大学に入った時には、休みを利用して漠然と世界一周旅行がしたいなんて思ってはいたが、気が付けば大学3年になり、将来就きたい仕事を考えて就職活動に参加しなければならなかった。

ヒッチハイク旅行を終えて、アジア横断旅行についていろいろ考えてみた結果、大学を休学しても学費がかからないことがわかり、経済的に親に迷惑をかけなければ休学しても大丈夫だとうと思った。親に相談したところ、賛成もしなかったが、反対もされなかった。
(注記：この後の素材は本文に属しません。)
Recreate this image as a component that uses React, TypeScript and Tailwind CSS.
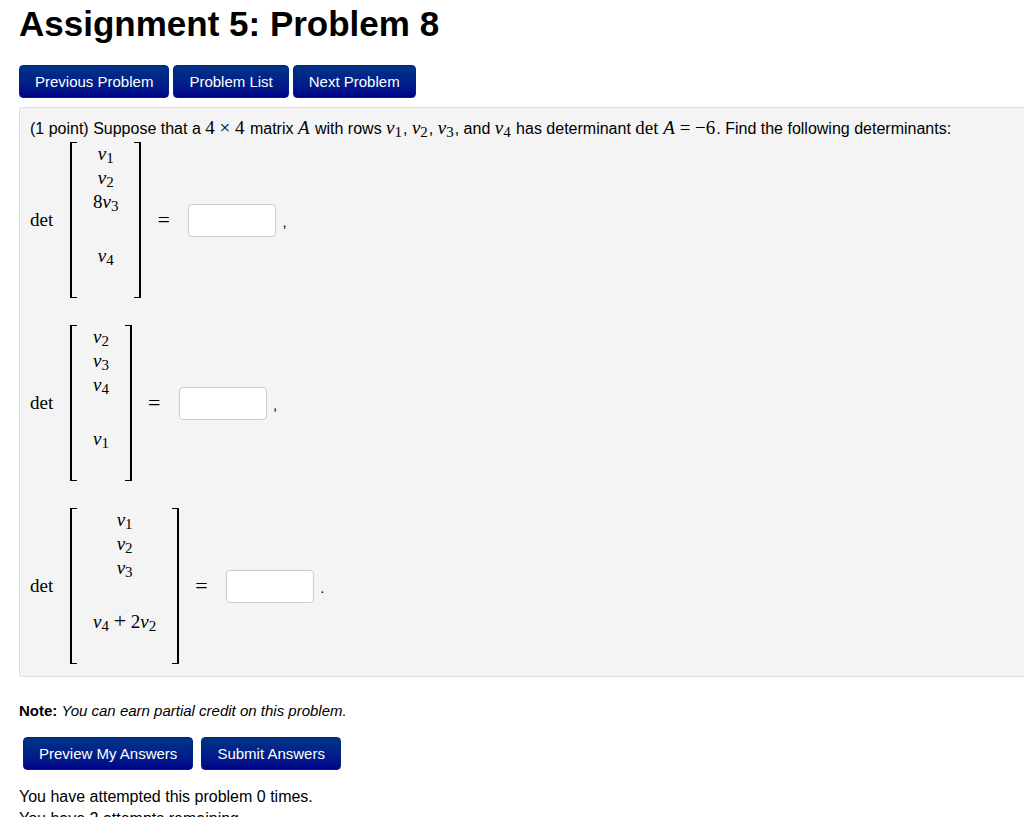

ただ、問題はモーグルの選手を続けるかどうかということだった。
中学生から続けていたモーグルは全日本選手権にでるほどの腕前だったので、もちろん今年も頑張る予定だった。
ただ、大学に入ってからはイマイチレベルが上がらず、後輩達に、実力も抜かれていく中でかなりモチベーションが低下していた。

そんな迷いの時期、トランポリンでトレーニングしときに、腰を痛めて歩けなくなってしまった。診断の結果は、椎間板ヘルニア。手術しても完治しない可能性があるということで、このことをきっけにモーグルを引退することを決めた。

そして、アジア横断旅行に行くことにした。